_WHAT IS REQUIRED:_
Your answer is a single number: how many lines hold the word "index"?

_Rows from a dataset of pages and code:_
+ + + + +

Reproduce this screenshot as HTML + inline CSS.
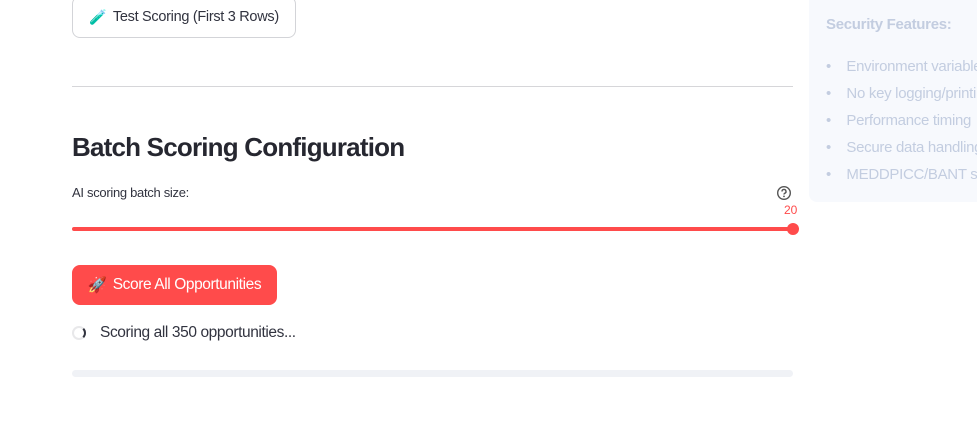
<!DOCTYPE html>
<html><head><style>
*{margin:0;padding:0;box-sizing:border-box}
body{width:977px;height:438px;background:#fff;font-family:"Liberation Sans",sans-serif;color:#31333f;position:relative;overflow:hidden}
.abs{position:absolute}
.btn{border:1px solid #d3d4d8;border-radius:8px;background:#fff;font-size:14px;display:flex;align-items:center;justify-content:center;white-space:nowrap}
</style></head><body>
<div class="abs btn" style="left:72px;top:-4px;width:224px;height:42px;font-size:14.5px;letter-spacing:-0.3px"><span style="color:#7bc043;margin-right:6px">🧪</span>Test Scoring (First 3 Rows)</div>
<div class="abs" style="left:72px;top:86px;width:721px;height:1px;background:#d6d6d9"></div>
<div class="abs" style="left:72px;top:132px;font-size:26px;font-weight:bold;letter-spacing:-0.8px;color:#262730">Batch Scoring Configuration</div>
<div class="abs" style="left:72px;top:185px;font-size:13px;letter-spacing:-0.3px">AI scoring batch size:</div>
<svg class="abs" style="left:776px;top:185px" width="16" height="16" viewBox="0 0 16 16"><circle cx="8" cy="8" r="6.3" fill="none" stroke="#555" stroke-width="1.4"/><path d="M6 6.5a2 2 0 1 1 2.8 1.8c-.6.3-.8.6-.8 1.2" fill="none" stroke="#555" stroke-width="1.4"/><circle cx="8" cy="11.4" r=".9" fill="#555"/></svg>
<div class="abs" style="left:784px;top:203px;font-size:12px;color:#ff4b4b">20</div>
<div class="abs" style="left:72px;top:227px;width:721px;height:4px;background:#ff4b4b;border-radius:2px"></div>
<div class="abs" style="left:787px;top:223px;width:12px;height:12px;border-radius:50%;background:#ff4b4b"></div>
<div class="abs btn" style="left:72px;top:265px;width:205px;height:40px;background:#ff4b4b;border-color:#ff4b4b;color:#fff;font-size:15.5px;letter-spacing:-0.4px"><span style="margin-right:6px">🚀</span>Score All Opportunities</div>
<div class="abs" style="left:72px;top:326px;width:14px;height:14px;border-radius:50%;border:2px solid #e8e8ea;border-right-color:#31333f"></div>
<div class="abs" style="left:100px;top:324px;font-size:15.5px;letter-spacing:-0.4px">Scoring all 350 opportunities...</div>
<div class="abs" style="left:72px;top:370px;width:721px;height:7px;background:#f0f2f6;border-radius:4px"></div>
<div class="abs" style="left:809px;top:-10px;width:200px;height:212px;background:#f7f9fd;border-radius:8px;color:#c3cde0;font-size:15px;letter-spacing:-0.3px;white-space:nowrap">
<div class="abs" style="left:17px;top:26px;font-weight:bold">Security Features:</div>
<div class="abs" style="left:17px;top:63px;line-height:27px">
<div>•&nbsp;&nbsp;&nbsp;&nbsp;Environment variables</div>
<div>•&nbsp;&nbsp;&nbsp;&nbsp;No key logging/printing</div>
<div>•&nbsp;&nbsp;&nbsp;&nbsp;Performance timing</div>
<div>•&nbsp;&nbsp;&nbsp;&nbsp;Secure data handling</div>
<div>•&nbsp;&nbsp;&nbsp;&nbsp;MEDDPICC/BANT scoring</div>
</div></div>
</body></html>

+ + + + +

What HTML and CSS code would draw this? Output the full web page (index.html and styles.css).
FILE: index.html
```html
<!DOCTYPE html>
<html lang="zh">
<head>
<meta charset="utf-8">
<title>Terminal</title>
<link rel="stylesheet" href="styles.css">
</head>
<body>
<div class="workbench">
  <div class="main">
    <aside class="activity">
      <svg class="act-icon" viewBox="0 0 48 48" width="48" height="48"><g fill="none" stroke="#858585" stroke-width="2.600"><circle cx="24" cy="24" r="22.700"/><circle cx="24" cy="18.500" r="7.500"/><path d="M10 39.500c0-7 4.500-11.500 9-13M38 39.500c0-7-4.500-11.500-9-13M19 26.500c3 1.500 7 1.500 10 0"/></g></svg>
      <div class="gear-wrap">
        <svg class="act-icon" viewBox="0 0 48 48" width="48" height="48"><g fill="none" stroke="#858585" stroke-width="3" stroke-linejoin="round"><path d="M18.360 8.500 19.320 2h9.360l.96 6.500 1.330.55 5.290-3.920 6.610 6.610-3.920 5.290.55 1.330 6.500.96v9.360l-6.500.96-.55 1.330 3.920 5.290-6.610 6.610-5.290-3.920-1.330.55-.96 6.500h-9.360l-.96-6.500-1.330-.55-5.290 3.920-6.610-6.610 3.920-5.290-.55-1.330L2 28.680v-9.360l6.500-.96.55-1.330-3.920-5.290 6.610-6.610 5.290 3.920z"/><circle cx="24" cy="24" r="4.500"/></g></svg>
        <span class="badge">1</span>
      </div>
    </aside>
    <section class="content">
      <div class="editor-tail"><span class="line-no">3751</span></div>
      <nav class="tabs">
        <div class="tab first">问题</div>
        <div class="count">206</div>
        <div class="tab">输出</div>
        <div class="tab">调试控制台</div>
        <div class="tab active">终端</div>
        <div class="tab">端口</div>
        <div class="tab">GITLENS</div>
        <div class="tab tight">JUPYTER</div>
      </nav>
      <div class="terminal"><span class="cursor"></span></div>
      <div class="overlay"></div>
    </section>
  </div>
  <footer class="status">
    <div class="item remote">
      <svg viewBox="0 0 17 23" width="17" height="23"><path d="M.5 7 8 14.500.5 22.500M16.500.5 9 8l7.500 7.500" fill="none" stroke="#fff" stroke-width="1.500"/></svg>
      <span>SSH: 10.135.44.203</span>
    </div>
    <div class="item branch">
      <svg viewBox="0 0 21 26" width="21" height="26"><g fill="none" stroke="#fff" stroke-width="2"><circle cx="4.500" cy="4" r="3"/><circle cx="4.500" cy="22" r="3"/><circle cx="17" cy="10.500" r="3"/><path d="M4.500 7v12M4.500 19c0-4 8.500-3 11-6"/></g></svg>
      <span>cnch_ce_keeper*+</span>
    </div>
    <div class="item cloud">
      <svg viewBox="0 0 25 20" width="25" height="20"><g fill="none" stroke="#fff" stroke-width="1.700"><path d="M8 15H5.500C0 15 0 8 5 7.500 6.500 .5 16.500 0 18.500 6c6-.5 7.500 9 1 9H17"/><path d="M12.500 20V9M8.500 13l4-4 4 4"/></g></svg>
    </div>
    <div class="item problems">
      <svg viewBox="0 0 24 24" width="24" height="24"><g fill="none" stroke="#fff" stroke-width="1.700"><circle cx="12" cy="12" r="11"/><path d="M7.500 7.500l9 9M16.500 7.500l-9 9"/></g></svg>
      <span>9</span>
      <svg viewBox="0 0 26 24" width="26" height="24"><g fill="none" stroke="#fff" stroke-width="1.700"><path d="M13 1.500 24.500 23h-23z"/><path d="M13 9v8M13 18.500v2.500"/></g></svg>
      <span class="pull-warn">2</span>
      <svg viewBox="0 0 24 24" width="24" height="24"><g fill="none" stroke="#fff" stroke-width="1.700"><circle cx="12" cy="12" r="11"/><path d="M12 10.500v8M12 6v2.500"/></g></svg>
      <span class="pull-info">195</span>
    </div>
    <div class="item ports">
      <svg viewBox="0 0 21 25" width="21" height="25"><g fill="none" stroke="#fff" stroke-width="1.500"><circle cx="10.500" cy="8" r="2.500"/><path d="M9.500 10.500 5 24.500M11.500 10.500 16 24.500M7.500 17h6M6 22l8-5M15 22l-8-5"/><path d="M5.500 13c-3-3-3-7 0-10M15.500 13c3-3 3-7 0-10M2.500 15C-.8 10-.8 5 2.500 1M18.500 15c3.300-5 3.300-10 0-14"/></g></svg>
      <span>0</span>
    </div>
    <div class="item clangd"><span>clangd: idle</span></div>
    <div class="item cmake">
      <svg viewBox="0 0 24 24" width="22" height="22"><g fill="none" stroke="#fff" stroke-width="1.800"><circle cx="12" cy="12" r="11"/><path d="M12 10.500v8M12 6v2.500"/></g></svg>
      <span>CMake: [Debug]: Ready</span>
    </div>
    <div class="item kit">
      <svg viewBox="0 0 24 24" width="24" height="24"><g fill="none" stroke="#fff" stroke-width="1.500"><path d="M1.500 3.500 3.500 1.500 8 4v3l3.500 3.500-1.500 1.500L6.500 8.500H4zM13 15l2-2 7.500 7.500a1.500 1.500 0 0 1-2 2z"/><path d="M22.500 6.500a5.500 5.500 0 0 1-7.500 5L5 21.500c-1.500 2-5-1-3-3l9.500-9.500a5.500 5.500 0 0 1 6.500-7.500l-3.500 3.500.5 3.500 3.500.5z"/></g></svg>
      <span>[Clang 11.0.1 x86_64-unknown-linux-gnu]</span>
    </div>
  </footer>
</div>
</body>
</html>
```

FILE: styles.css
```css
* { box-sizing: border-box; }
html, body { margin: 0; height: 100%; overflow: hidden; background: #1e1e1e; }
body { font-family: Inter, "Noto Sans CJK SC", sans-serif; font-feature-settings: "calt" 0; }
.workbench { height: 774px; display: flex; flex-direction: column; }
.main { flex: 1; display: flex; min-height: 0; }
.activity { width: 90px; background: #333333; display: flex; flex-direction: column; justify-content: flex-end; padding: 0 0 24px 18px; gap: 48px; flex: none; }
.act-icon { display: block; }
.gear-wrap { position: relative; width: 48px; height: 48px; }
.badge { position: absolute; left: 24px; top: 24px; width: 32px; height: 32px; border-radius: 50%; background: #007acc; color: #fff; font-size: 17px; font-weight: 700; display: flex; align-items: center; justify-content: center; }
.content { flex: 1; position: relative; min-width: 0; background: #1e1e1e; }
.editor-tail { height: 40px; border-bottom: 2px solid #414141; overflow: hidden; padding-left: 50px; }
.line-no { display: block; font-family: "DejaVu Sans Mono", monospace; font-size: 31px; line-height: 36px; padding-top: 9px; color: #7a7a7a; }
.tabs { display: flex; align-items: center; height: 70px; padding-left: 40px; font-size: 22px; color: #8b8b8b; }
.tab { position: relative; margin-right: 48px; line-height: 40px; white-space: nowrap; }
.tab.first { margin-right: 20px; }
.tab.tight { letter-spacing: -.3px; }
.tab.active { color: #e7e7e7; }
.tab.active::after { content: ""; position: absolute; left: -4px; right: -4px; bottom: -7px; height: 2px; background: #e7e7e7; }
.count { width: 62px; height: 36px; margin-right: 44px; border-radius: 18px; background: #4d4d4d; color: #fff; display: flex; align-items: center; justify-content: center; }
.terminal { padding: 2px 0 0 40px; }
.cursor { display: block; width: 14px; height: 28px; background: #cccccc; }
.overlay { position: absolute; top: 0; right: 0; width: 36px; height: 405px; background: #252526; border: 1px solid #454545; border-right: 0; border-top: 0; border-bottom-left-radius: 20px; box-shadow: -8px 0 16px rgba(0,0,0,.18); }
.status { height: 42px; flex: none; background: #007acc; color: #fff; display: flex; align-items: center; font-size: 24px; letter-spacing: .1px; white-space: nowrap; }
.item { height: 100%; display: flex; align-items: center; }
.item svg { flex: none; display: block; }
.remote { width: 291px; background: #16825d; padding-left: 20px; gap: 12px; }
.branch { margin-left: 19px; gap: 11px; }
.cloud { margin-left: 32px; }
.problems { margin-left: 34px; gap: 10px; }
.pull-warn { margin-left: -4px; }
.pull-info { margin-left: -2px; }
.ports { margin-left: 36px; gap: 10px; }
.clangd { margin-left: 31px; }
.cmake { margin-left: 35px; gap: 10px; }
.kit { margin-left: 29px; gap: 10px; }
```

+ + + + +

_EXERCISE ANSWER:_
2